Lots of things sucked this year. But there was a ton of good too!
If you’re anything like most of us, another year ending means a lot of things: anxiety, hectic planning and travel, trying to meet everyone’s expectations (including your own) for the ideal holidays, not getting in a fistfight with your relatives at the dinner table. We’d like to celebrate another year gone and a new one arriving, but it can feel overwhelming and exhausting. So we often just survive the holidays and move right on with our lives, and suddenly, it’s mid-February again and we can’t remember anything about 2018.
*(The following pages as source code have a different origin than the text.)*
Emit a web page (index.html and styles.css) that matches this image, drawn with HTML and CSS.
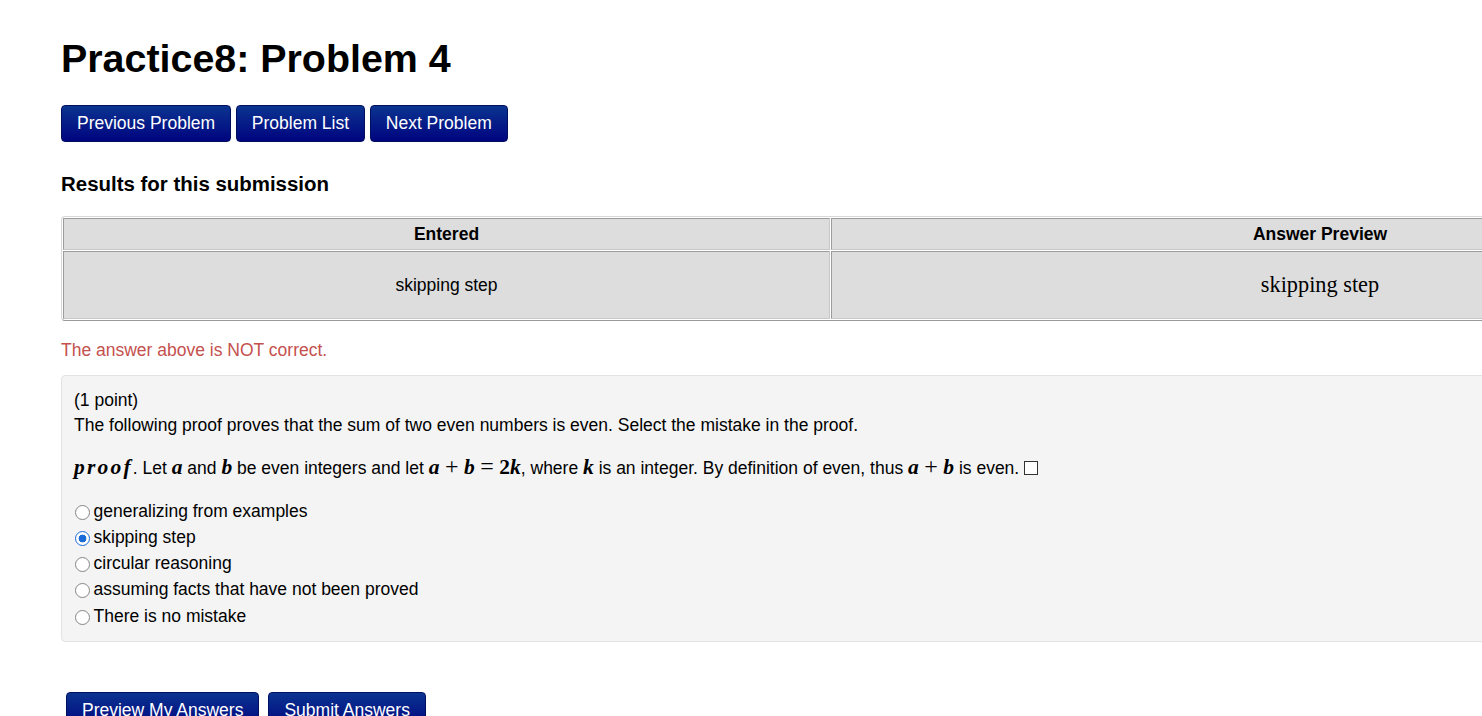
FILE: index.html
```html
<!DOCTYPE html>
<html lang="en">
<head>
<meta charset="utf-8">
<title>Practice8: Problem 4</title>
<link rel="stylesheet" href="styles.css">
</head>
<body>
<div class="page">
  <h1 class="title">Practice8: Problem 4</h1>
  <div class="nav">
    <a class="btn" href="#">Previous Problem</a>
    <a class="btn" href="#">Problem List</a>
    <a class="btn" href="#">Next Problem</a>
  </div>

  <h3 class="results-head">Results for this submission</h3>
  <table class="attempt">
    <colgroup><col class="c1"><col class="c2"></colgroup>
    <tr><th>Entered</th><th>Answer Preview</th></tr>
    <tr><td>skipping step</td><td class="preview">skipping step</td></tr>
  </table>
  <div class="error">The answer above is NOT correct.</div>

  <div class="problem">
    <div class="line">(1 point)</div>
    <div class="line">The following proof proves that the sum of two even numbers is even. Select the mistake in the proof.</div>
    <p class="proof"><span class="math proofword">proof</span>. Let <span class="math"><i>a</i></span> and <span class="math"><i>b</i></span> be even integers and let <span class="math"><i>a</i><span class="mo">+</span><i>b</i><span class="mo">=</span>2<i>k</i></span>, where <span class="math"><i>k</i></span> is an integer. By definition of even, thus <span class="math"><i>a</i><span class="mo">+</span><i>b</i></span> is even. <span class="qed"></span></p>
    <div class="options">
      <label class="opt"><input type="radio" name="ans">generalizing from examples</label>
      <label class="opt"><input type="radio" name="ans" checked>skipping step</label>
      <label class="opt"><input type="radio" name="ans">circular reasoning</label>
      <label class="opt"><input type="radio" name="ans">assuming facts that have not been proved</label>
      <label class="opt"><input type="radio" name="ans">There is no mistake</label>
    </div>
  </div>

  <div class="submit">
    <a class="btn" href="#">Preview My Answers</a>
    <a class="btn" href="#">Submit Answers</a>
  </div>
</div>
</body>
</html>
```

FILE: styles.css
```css
html, body {
  margin: 0;
  padding: 0;
  overflow: hidden;
  background: #ffffff;
}
body {
  font-family: "Liberation Sans", Arial, sans-serif;
  font-size: 17.5px;
  line-height: 25px;
  color: #000;
}
.page {
  padding: 36px 0 0 61px;
}
.title {
  font-size: 39.4px;
  line-height: 44px;
  font-weight: bold;
  margin: 0 0 25px 0;
}
.nav {
  display: flex;
  gap: 4.7px;
}
.btn {
  display: inline-block;
  padding: 5px 15px;
  border: 1px solid #00105e;
  border-radius: 4px;
  background: linear-gradient(#0b3490, #00047f);
  color: #ffffff;
  text-decoration: none;
  font-size: 17.5px;
  line-height: 25px;
  white-space: nowrap;
}
.results-head {
  font-size: 20.45px;
  line-height: 25px;
  font-weight: bold;
  margin: 28.5px 0 20.5px 0;
}
.attempt {
  table-layout: fixed;
  width: 1750px;
  border-collapse: separate;
  border-spacing: 1px;
  border: 1px solid;
  border-color: #d8d8d8 #9a9a9a #9a9a9a #d8d8d8;
  border-radius: 4px;
}
.attempt .c1 { width: 767px; }
.attempt th, .attempt td {
  background: #dddddd;
  border: 1px solid;
  border-color: #9c9c9c #c8c8c8 #c8c8c8 #9c9c9c;
  text-align: center;
}
.attempt th {
  font-weight: bold;
  padding: 2.5px 5px;
}
.attempt td {
  padding: 20.5px 5px;
  vertical-align: top;
}
.attempt td.preview {
  font-family: "Liberation Serif", "Times New Roman", serif;
  font-size: 22.3px;
  padding: 19.5px 5px 21.5px 5px;
}
.error {
  color: #c4514e;
  margin-top: 17px;
}
.problem {
  margin-top: 12px;
  width: 1700px;
  background: #f4f4f4;
  border: 1px solid #e3e3e3;
  border-radius: 4px;
  padding: 11.5px 12px 12.5px 12px;
}
.proof {
  margin: 16px 0 17px 0;
}
.math {
  font-family: "Liberation Serif", "Times New Roman", serif;
  font-size: 21.5px;
  font-weight: bold;
}
.math i {
  font-style: italic;
}
.proofword {
  font-style: italic;
  letter-spacing: 2.2px;
}
.mo {
  font-size: 24px;
  font-weight: normal;
  margin: 0 5.5px;
}
.qed {
  display: inline-block;
  width: 12px;
  height: 12px;
  border: 1px solid #333;
  background: #fff;
  vertical-align: -1px;
}
.options {
  display: flex;
  flex-direction: column;
}
.opt {
  display: block;
  line-height: 26.25px;
}
.opt input {
  appearance: none;
  -webkit-appearance: none;
  box-sizing: border-box;
  width: 15px;
  height: 15px;
  margin: 0 4px 0 0.5px;
  border: 1.3px solid #858585;
  border-radius: 50%;
  background: #ffffff;
  vertical-align: -3px;
}
.opt input:checked {
  border: 1.5px solid #1a6bd8;
  background: radial-gradient(circle, #1a6bd8 0 3.6px, #ffffff 4.2px);
}
.submit {
  display: flex;
  gap: 9px;
  margin: 50px 0 0 5px;
}
```
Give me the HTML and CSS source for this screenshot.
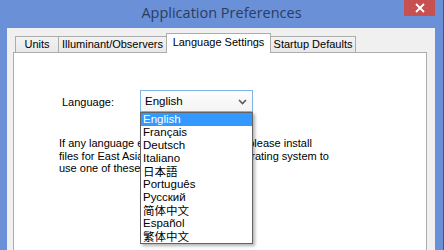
FILE: index.html
```html
<!DOCTYPE html>
<html lang="en">
<head>
    <meta charset="UTF-8">
    <title>Application Preferences</title>
    <link rel="stylesheet" href="styles.css">
</head>
<body>
    <div class="titlebar">
        <span class="title">Application Preferences</span>
        <button class="close-btn">
            <svg width="10" height="10" viewBox="0 0 10 10"><path d="M1 1 L9 9 M9 1 L1 9" stroke="#fff" stroke-width="1.8"/></svg>
        </button>
    </div>
    <div class="client">
        <div class="tab-links">
            <div class="tab tab-units">Units</div>
            <div class="tab tab-illum">Illuminant/Observers</div>
            <div class="tab tab-lang active">Language Settings</div>
            <div class="tab tab-startup">Startup Defaults</div>
        </div>
        <div class="tab-content">
            <div class="lang-row">
                <label class="lang-label">Language:</label>
                <div class="select">
                    <span>English</span>
                    <svg class="chevron" width="9" height="6" viewBox="0 0 9 6"><path d="M1 1 L4.5 4.5 L8 1" fill="none" stroke="#5a5a5a" stroke-width="1.6"/></svg>
                    <ul class="options">
                        <li class="selected">English</li>
                        <li>Français</li>
                        <li>Deutsch</li>
                        <li>Italiano</li>
                        <li class="cjk" lang="ja">日本語</li>
                        <li>Português</li>
                        <li>Русский</li>
                        <li class="cjk" lang="zh-CN">简体中文</li>
                        <li>Español</li>
                        <li class="cjk" lang="zh-TW">繁体中文</li>
                    </ul>
                </div>
            </div>
            <!-- the open list covers the middle of these lines -->
            <p class="note">If any language e<span class="covered">ntries show as boxes, </span>please install<br>files for East Asia<span class="covered">n scripts from your ope</span>rating system to<br>use one of these <span class="covered">languages.</span></p>
        </div>
    </div>
</body>
</html>
```

FILE: styles.css
```css
/* Window frame */
body {
    margin: 0;
    height: 250px;
    overflow: hidden;
    background-color: #6a90d7;
    font-family: "Liberation Sans", Arial, sans-serif;
    font-size: 11px;
    color: #000;
    border-right: 1px solid #3f5680;
    box-sizing: border-box;
}

.titlebar {
    position: relative;
    height: 28px;
    display: flex;
    justify-content: center;
    align-items: center;
}
.title {
    font-family: "Open Sans", "Noto Sans", sans-serif;
    font-size: 14.5px;
    color: #2a3d62;
    margin-top: -3px;
}
.close-btn {
    position: absolute;
    top: 0;
    right: 8px;
    width: 31px;
    height: 16px;
    border: none;
    padding: 0;
    background-color: #c75050;
    display: flex;
    align-items: center;
    justify-content: center;
}

.client {
    margin: 0 8px 0 7px;
    height: 222px;
    background-color: #f0f0f0;
    padding: 5px 0 0 6px;
    box-sizing: border-box;
}

/* Tabs */
.tab-links {
    display: flex;
    align-items: flex-end;
    height: 19px;
    padding-left: 2px;
    position: relative;
    z-index: 1;
}
.tab {
    height: 15px;
    line-height: 15px;
    border: 1px solid #acacac;
    border-bottom: none;
    background: linear-gradient(#f3f3f3, #e8e8e8);
    text-align: center;
    margin-right: -1px;
}
.tab-units { width: 42px; }
.tab-illum { width: 107px; }
.tab-lang { width: 103px; }
.tab-startup { width: 84px; }
.tab.active {
    height: 19px;
    line-height: 17px;
    background: #fff;
    position: relative;
    top: 1px;
}

.tab-content {
    width: 414px;
    height: 200px;
    background-color: #fff;
    border: 1px solid #acacac;
    box-sizing: border-box;
    padding: 37px 0 0 48px;
}

/* Language row */
.lang-row {
    display: flex;
    align-items: center;
}
.lang-label {
    width: 78px;
    padding-top: 1px;
}
.select {
    position: relative;
    width: 113px;
    height: 22px;
    box-sizing: border-box;
    border: 1px solid #7eb4ea;
    background: linear-gradient(#fdfdfd, #f4f4f4);
    display: flex;
    align-items: center;
    padding-left: 4px;
    font-size: 11.5px;
}
.chevron {
    position: absolute;
    right: 5px;
    top: 8px;
}
.options {
    position: absolute;
    top: 21px;
    left: -1px;
    width: 113px;
    margin: 0;
    padding: 0;
    list-style: none;
    background: #fff;
    border: 1px solid #646464;
    box-sizing: border-box;
    box-shadow: 2px 2px 3px rgba(0, 0, 0, 0.3);
    z-index: 2;
}
.options li {
    height: 13px;
    line-height: 13px;
    padding-left: 2px;
    font-size: 11.5px;
    white-space: nowrap;
}
.options li.selected {
    background-color: #3399ff;
    color: #fff;
}
.options li.cjk {
    font-family: "Noto Sans CJK JP", "Noto Sans CJK SC", sans-serif;
    font-size: 11.5px;
}
.options li.cjk:lang(zh-CN) { font-family: "Noto Sans CJK SC", sans-serif; }
.options li.cjk:lang(zh-TW) { font-family: "Noto Sans CJK TC", sans-serif; }

.note {
    margin: 25px 0 0 -3px;
    line-height: 12.5px;
}
.covered {
    visibility: hidden;
    word-spacing: -1px;
}
```
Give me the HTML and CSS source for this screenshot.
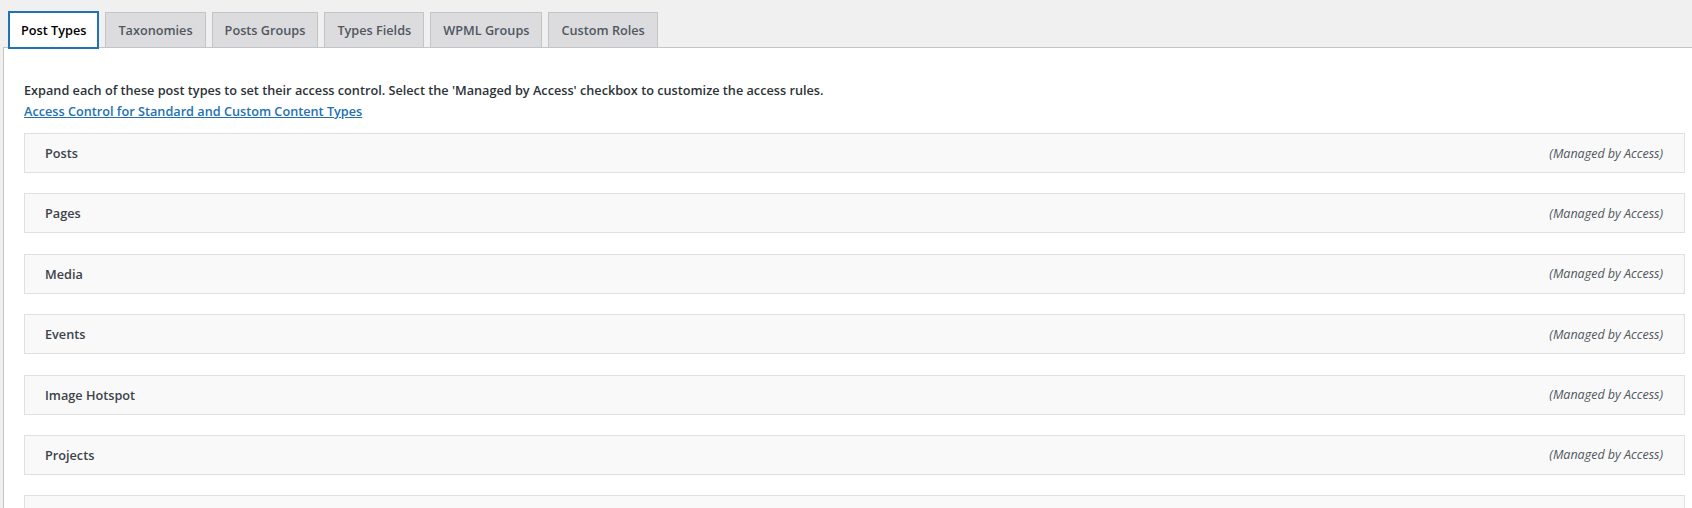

I have a technique that I think can help. It’s not complicated, it’s not hippy-dippy, and it only takes a half-hour (or two and a half hours if you really milk it). I am terrible at being present, being in the moment, consciously noticing when I’m happy, whatever you call it, and this is something I’ve done for the past few years to remedy that. The whole thing (but especially step three and/or four) is a very simple way to remember more of the meaningful things in your life, because between being busy and looking at glowing screens when we feel less busy, life can seem like a blur. As you might already know, gratitude can actually make you happier, and reflecting on things helps you retain them.
Here it is. Hope it works for you too:
Step 1: Get a piece of paper and a pen (or the notes app on your phone) and go sit somewhere for a half-hour or an hour where you can reasonably concentrate without interruption.
Step 2: Write down your five favorite moments of the past 12 months. For better results, write down ten moments. These can be meals, conversations, sunsets, hikes, trail runs, beers, cups of coffee, joy experienced vicariously through a friend or relative, whatever. And they don’t have to all be “good” moments—they can just be meaningful. I find it useful to scroll through all the photos on my phone to jog my memory about all the things I did in the past year (I’m sure you’ve noticed that you take photos when you’re having meaningful experiences).
Step 3: Take a few minutes and reflect on those moments. This doesn’t have to be a solemn thing, just give each item on the list a few seconds. Try to remember a few more details from each one, or just say to yourself, “Shit yeah, that night camping on the coast was great,” or “I was so tired at work the next day but that show was fantastic,” or “I can’t believe we didn’t get food poisoning from that.”
Step 4 (optional): If you can get this organized, try enlisting a partner for the whole thing. Spouse, good friend, sibling, whoever—meet up for an hour over coffee or beer or burritos and go through your lists one item at a time with each other. This is just a slightly more fun version of Step 3, if you have the right person to do it with.
That’s it. Hopefully over the next couple weeks, you can find some gratitude, and hang onto it a little better too.